State Superintendent of Public Instruction Tom Torlakson announced that the number of students suspended and expelled in California public schools has declined for the fifth year in a row. Locally, however, Turlock Unified School District reported an increase in student suspensions from 2015-16 to 2016-17.
From the 2011-12 school year to 2016-17, suspensions declined by a remarkable 46 percent across the state, meaning there were 327,857 fewer suspensions in 2016-17 than in 2011-12.
Similarly, expulsions decreased across the state by 42 percent, dropping from about 9,800 to 5,700, a difference of about 4,100 students.
Turlock Unified School District had a suspension rate of 5.8 percent in 2016-17, slightly higher than the county’s suspension rate of 5.5 percent and significantly higher than the statewide rate of 3.6 percent.
A total of 1,398 students were suspended at Turlock schools in the 2016-17 school year, which is 58 more students than were suspended in the 2015-16 year, but 120 fewer students than were suspended in 2014-15.
The figures come from data collected by the California Department of Education and are the most detailed and comprehensive statistics in the nation. The data, which covers both 2015-16 and 2016-17, provides detailed information that includes suspension rates of numerous student groups, including males, females, Latinos, whites, African-Americans, students with disabilities, and students from low-income families.
“This new information demonstrates that efforts by educators all over the state to find better ways to engage students in learning and address behavior problems are paying off in the form of greatly reduced suspensions and expulsions and that translates into more students in class,” said Torlakson, a former science teacher and cross country coach. “The bottom line is that students have to be in class to learn, to succeed, to develop their potential, and to fulfill their dreams.
“Information is power,” said Torlakson. “Since we started collecting and publicizing this data, educators, parents and community members have worked hard to find ways to keep students in school while maintaining a safe environment.”
The new suspension and expulsion numbers are available at the CDE DataQuest Web site and allow for much more in-depth analysis. For example, the new data shows that the suspension and expulsion rate for African American and foster youth face disciplinary action at higher rates than other student groups, even though both groups have experienced significant decline.
The suspension rate for white students has decreased from 4.7 percent to 3.2 percent, a decrease of 1.5 percentage points. Meanwhile, the suspension rate for African American students has decreased from 13.7 percent to 9.8 percent, a decrease of 3.9 percentage points. The suspension rate for Hispanic or Latino students has decreased from 6.1 percent to 3.7 percent, a decrease of 2.4 percentage points.
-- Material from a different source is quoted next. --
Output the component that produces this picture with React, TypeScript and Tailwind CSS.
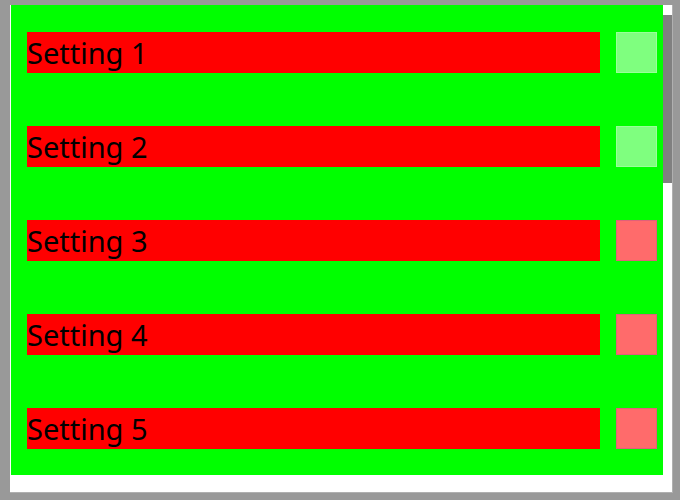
import React from "react";

const rows = [
  { label: "Setting 1", on: true },
  { label: "Setting 2", on: true },
  { label: "Setting 3", on: false },
  { label: "Setting 4", on: false },
  { label: "Setting 5", on: false },
];

export default function App() {
  return (
    <div className="w-[680px] h-[500px] bg-[#999999] pt-[5px] pl-[10px]">
      <div className="flex w-[663px] h-[488px] bg-white border-r border-b border-[#b0b0b0] pl-px">
        <div className="flex flex-col">
          <div className="flex flex-col gap-[53px] w-[652px] h-[470px] bg-[#00ff00] pt-[27px] pl-[16px] pr-[6px]">
            {rows.map((r) => (
              <div key={r.label} className="flex items-center h-[41px]">
                <div
                  className="flex-1 h-[41px] bg-[#ff0000] text-black text-[29px] leading-[41px] whitespace-nowrap"
                  style={{ fontFamily: '"Noto Sans", sans-serif' }}
                >
                  {r.label}
                </div>
                {r.on ? (
                  <div className="ml-[16px] w-[41px] h-[41px] bg-[#7fff7f] border border-[#99ff99]" />
                ) : (
                  <div className="ml-[16px] w-[41px] h-[41px] bg-[#ff6b6b] border border-[#e0607a]" />
                )}
              </div>
            ))}
          </div>
        </div>
        <div className="flex flex-col w-[9px] pt-[10px]">
          <div className="h-[168px] bg-[#808080]" />
        </div>
      </div>
    </div>
  );
}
“Disparities in suspension rates among student groups are disturbing and needed to be addressed,” Torlakson said.
“We have much work to do. We need to do more, and we need to do better.”
Over the past few years, the CDE has initiated forums and workshops to make districts, administrators, and teachers aware of successful alternatives to suspensions and expulsions, including “restorative justice” programs that help students understand the nature and consequences of their actions.
In some programs, after an incident of student misconduct, affected parties decide how to repair harm and to do so in a way that meets the victim’s needs, holds offenders accountable, and promotes school safety.
Other strategies underway in California schools include teaching life skills and emotional control. The CDE launched its Behavioral Intervention Strategies and Supports Web page as an additional resource.
Additional strategies may also be funded by the $2.5 million in equity grants approved by the Legislature. The CDE will distribute these grants to school districts and county offices of education to improve test scores, graduation rates, and disciplinary actions for student groups that are lagging.
Legislation effective in January 2015 placed limits on suspensions for “willful defiance,” a category in the state Education Code that had been used broadly to discipline students. Willful defiance became an issue after CDE data revealed that students in certain ethnic groups, particularly African Americans, experienced a disproportionate percentage of expulsions and suspensions under that single category.
Since the law took effect, the total number of overall defiance-only suspensions have decreased from about 335,000 to 78,000, a decrease of nearly 77 percent. The rate for African Americans dropped from about 62,000 to 13,000, a decline of nearly 80 percent.